UKPLab / sentence-transformers

State-of-the-Art Text Embeddings
https://www.sbert.net
Apache License 2.0
15.27k stars 2.47k forks source link

Getting MultipleNegativeRanking loss right #745

Open datistiquo opened 3 years ago

datistiquo commented 3 years ago

I desperately need to try out this loss but in the current way it is impossible because it does not take care of batch structring. I want to write a script to train this loss and exclude multiple positives of the same class within the batch. Because the loss expects at most one class examples, as all others serves as a negative.

Problem is that I cannot find any examples about pytorch datasets/dataloaders where I can structure my batch as I want with specific examples. Aldo, up to now I also have troubles to understand how actually the dataloader interacts with the dataset to strcuture the batch. So I even do not know where to start...

@nreimers Do you might have a minimal code snippet or just where i have to start? At another issue you said I should write a custom dataset or custom dataloader, but the latter I think is a synonym to the first, and I cannot find anyting how to do that: It is really strange about pytorch and data, because everyone means by custom dataloader the standard dataloader with a custom dataset. So I think this is all very new stuff.

nreimers commented 3 years ago

Have a look here on the various options pytorch is providing: https://pytorch.org/docs/stable/data.html

datistiquo commented 3 years ago

@nreimers Could you share your insights where in this link is the key point you mean? I do not want to use any option as this does not solve my issue, right?! Sadly this is only for standard usages, and does not show how i can customize batches by eg having just a single class label inside the batch?

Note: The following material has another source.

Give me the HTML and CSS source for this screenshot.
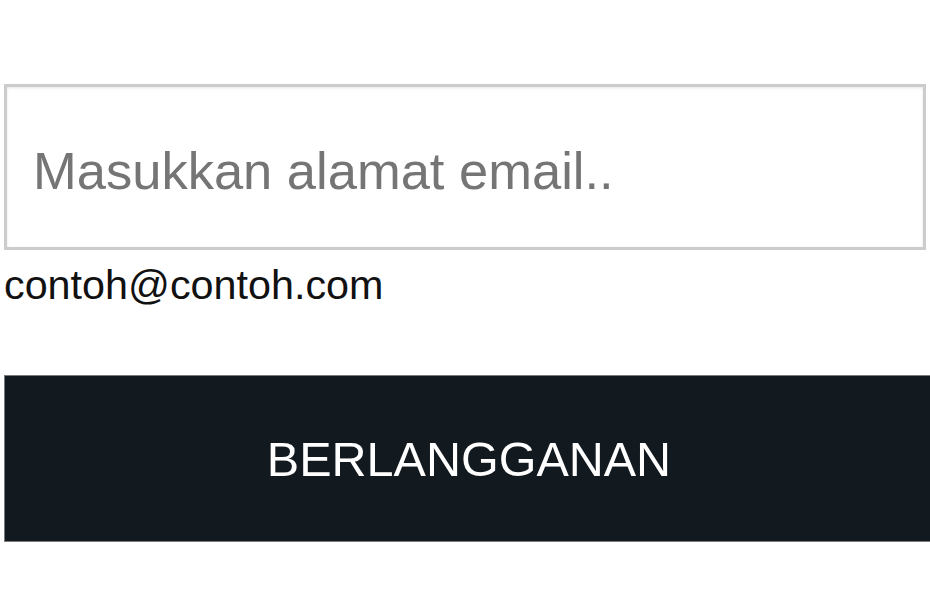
FILE: index.html
```html
<!DOCTYPE html>
<html lang="id">
<head>
  <title>Berlangganan</title>
  <meta charset="utf-8">
  <meta name="viewport" content="width=device-width, initial-scale=1">
  <link rel="stylesheet" href="styles.css">
</head>
<body>
  <form class="subscribe">
    <input class="email-input" type="email" placeholder="Masukkan alamat email..">
    <p class="hint">contoh@contoh.com</p>
    <button class="submit" type="button">BERLANGGANAN</button>
  </form>
</body>
</html>
```

FILE: styles.css
```css
*, *::before, *::after {
  margin: 0;
  padding: 0;
  box-sizing: border-box;
}

body {
  min-height: 100vh;
  background-color: #FFFFFF;
  color: #111111;
  font-family: "Liberation Sans", Arial, sans-serif;
  overflow: hidden;
}

.subscribe {
  display: flex;
  flex-direction: column;
  align-items: flex-start;
  padding: 84px 0 0 4px;
}

.email-input {
  width: 922px;
  height: 166px;
  padding: 7px 23px 0 26px;
  border: 3px solid #CCCCCC;
  box-shadow: inset 0 1px 3px rgba(0, 0, 0, 0.1);
  background-color: #FFFFFF;
  font-family: inherit;
  font-size: 52.5px;
  color: #333333;
  outline: none;
}

.email-input::placeholder {
  color: #757575;
}

.hint {
  margin-top: 12px;
  font-size: 41.3px;
  line-height: 47px;
  color: #111111;
}

.submit {
  width: 930px;
  height: 167px;
  margin-top: 66px;
  flex-shrink: 0;
  border: 1px solid #7A7A7A;
  background-color: #12191F;
  color: #FFFFFF;
  font-family: inherit;
  font-size: 48.5px;
}
```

I think just posting this does not help as I assume my purpose is more complicate to solve... Or maybe I am totally on the wrong track? That is why I ask.

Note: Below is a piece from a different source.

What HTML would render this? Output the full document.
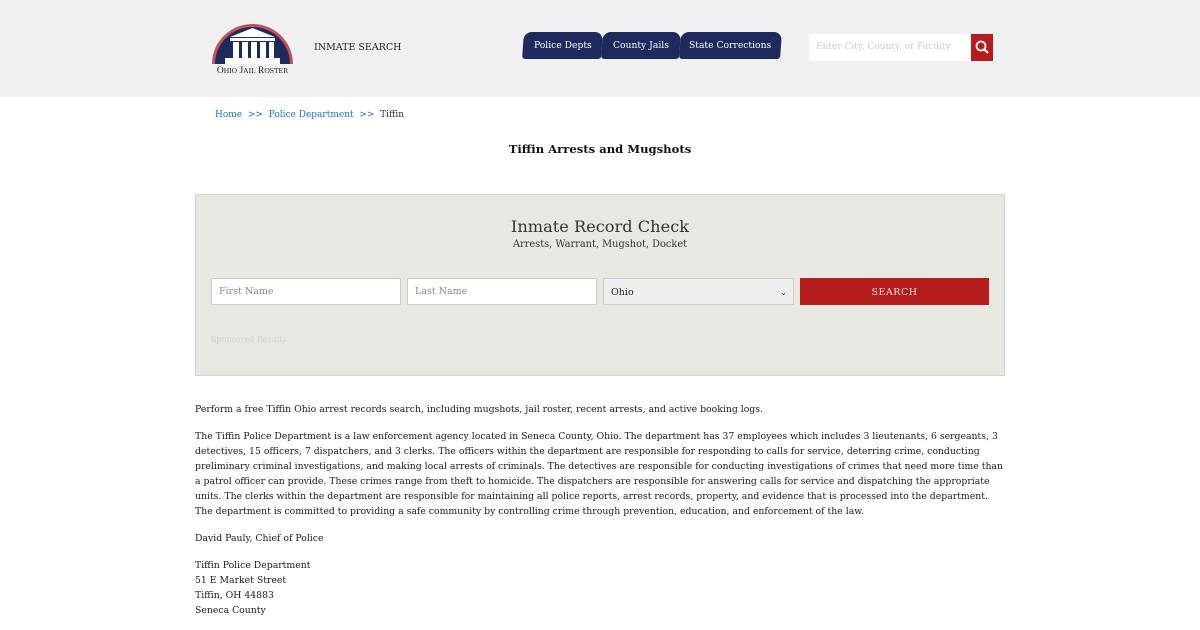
<!DOCTYPE html>
<html><head><meta charset="utf-8"><style>
*{box-sizing:border-box;margin:0;padding:0}
body{width:1200px;height:620px;overflow:hidden;background:#fff;font-family:"DejaVu Serif","Liberation Serif",serif;color:#1a1a1a}
.hdr{height:97px;background:#f0f0f0;position:relative}
.logo{position:absolute;left:206px;top:20px}
.ins{position:absolute;left:314px;top:42px;font-size:9.5px;color:#222}
.tab{position:absolute;top:32px;height:27px;background:#1f2a5c;color:#fff;font-size:9.2px;line-height:28px;text-align:center;border-radius:8px 8px 3px 3px;transform:skewX(-4deg)}
.tab span{display:inline-block;transform:skewX(4deg)}
.srch{position:absolute;left:809px;top:34px;width:162px;height:27px;background:#fff;font-size:9px;color:#ccc;line-height:27px;padding-left:7px;white-space:nowrap;overflow:hidden}
.sbtn{position:absolute;left:971px;top:34px;width:22px;height:27px;background:#b51c1c}
.bc{position:absolute;left:215px;top:110px;font-size:9px;color:#1a73c8}
.bc b{font-weight:normal;color:#333}
h1{position:absolute;left:0;width:1200px;text-align:center;top:142px;font-size:11.6px;font-weight:bold;color:#111}
.box{position:absolute;left:195px;top:194px;width:810px;height:182px;background:#e8e7e2;border:1px solid #d4d3ce}
.box .t{position:absolute;top:22px;width:100%;text-align:center;font-size:16.2px;color:#333}
.box .s{position:absolute;top:44px;width:100%;text-align:center;font-size:9.8px;color:#333}
.in{position:absolute;top:83px;height:27px;background:#fff;border:1px solid #ccc;font-size:9.5px;color:#888;line-height:25px;padding-left:7px}
.go{position:absolute;left:604px;top:83px;width:189px;height:27px;background:#b51c1c;color:#f3dcdc;font-size:9.5px;text-align:center;line-height:29px;letter-spacing:.5px}
.sp{position:absolute;left:15px;top:140px;font-size:8px;color:#d0cfca}
.txt{position:absolute;left:195px;top:402px;width:810px;font-size:9.3px;line-height:15px;color:#1a1a1a}
.txt p{margin-bottom:12px}
</style></head><body>
<div class="hdr">
 <svg class="logo" width="94" height="58" viewBox="0 0 94 58">
  <path d="M6 44 A40.5 40 0 0 1 87 44 Z" fill="#c0505a"/>
  <path d="M9 44 A37.5 37 0 0 1 84 44 Z" fill="#1f2a5c"/>
  <polygon points="24,17 46.5,8 69,17" fill="#fff"/>
  <rect x="24" y="18" width="45" height="3" fill="#fff"/>
  <rect x="27" y="22" width="6" height="16" fill="#fff"/><rect x="36" y="22" width="6" height="16" fill="#fff"/><rect x="45" y="22" width="6" height="16" fill="#fff"/><rect x="54" y="22" width="6" height="16" fill="#fff"/><rect x="63" y="22" width="5" height="16" fill="#fff"/>
  <rect x="19" y="38" width="55" height="6" fill="#fff"/>
  <text x="46.5" y="53" text-anchor="middle" font-size="9.5" fill="#222" font-family="Liberation Serif,serif">O<tspan font-size="7.5">HIO</tspan> J<tspan font-size="7.5">AIL</tspan> R<tspan font-size="7.5">OSTER</tspan></text>
 </svg>
 <div class="ins">INMATE SEARCH</div>
 <div class="tab" style="left:523px;width:79px"><span>Police Depts</span></div>
 <div class="tab" style="left:602px;width:78px"><span>County Jails</span></div>
 <div class="tab" style="left:680px;width:101px"><span>State Corrections</span></div>
 <div class="srch">Enter City, County, or Facility</div>
 <div class="sbtn"><svg width="22" height="27" viewBox="0 0 22 27"><circle cx="10" cy="12" r="4.5" fill="none" stroke="#fff" stroke-width="1.8"/><line x1="13.3" y1="15.3" x2="17" y2="19" stroke="#fff" stroke-width="2.2"/></svg></div>
</div>
<div class="bc">Home &nbsp;&gt;&gt;&nbsp; Police Department &nbsp;&gt;&gt;&nbsp; <b>Tiffin</b></div>
<h1>Tiffin Arrests and Mugshots</h1>
<div class="box">
 <div class="t">Inmate Record Check</div>
 <div class="s">Arrests, Warrant, Mugshot, Docket</div>
 <div class="in" style="left:15px;width:190px">First Name</div>
 <div class="in" style="left:211px;width:190px">Last Name</div>
 <div class="in" style="left:407px;width:191px;background:#efefef;color:#222;line-height:27px">Ohio<span style="position:absolute;right:6px;font-size:8px">&#8964;</span></div>
 <div class="go">SEARCH</div>
 <div class="sp">Sponsored Results</div>
</div>
<div class="txt">
<p>Perform a free Tiffin Ohio arrest records search, including mugshots, jail roster, recent arrests, and active booking logs.</p>
<p>The Tiffin Police Department is a law enforcement agency located in Seneca County, Ohio. The department has 37 employees which includes 3 lieutenants, 6 sergeants, 3 detectives, 15 officers, 7 dispatchers, and 3 clerks. The officers within the department are responsible for responding to calls for service, deterring crime, conducting preliminary criminal investigations, and making local arrests of criminals. The detectives are responsible for conducting investigations of crimes that need more time than a patrol officer can provide. These crimes range from theft to homicide. The dispatchers are responsible for answering calls for service and dispatching the appropriate units. The clerks within the department are responsible for maintaining all police reports, arrest records, property, and evidence that is processed into the department. The department is committed to providing a safe community by controlling crime through prevention, education, and enforcement of the law.</p>
<p>David Pauly, Chief of Police</p>
<p>Tiffin Police Department<br>51 E Market Street<br>Tiffin, OH 44883<br>Seneca County</p>
</div>
</body></html>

EDIT: I think I found a possible starting point after several hours.There intersting things like Samplers... And they should be used to customize batches (and not datasets or dataloaders). Maybe it was too obvious... Now, I hope I can made it with this information. :)

datistiquo commented 3 years ago

Oh very sad: https://github.com/pytorch/pytorch/issues/28743

nreimers commented 3 years ago

You need a map style dataset (you can just use a list with the InputExamples) and provide a batch_sampler function to the DataLoader. The batch_sampler returns one specific batch that is used for training

datistiquo commented 3 years ago

Yes, I already find this out and currently try something. Maybe I will post it here.

But constructing this is more involved that I thought... For just picking classes and single samples randomly per batch is straight forward. But now, I try to ensure that each example will be in a batch. So I like to fill all batches sequentially with samples of each class. Then for the next batch I want to pick the next element of a class and so on in cyclic manner.

Batch size needs to be smaller or equal to the number of available classes. Even counting the total number of batches needed is more involved. Just using total_samples/batch_size is not suitable. For example, let' say you want that each sample of each class should appear in a batch during the epoch, then having 100 examples of one class somehow needs to have also 100 batches of course... So there is a lot of stuff to think about.

Is it possible with your framework out of the box to train with batches that have unequal size? So maybe you could also have batches with different sizes...

What are your experience with that @nreimers ? Or did you just used this loss with out any large customizing in any of your use cases?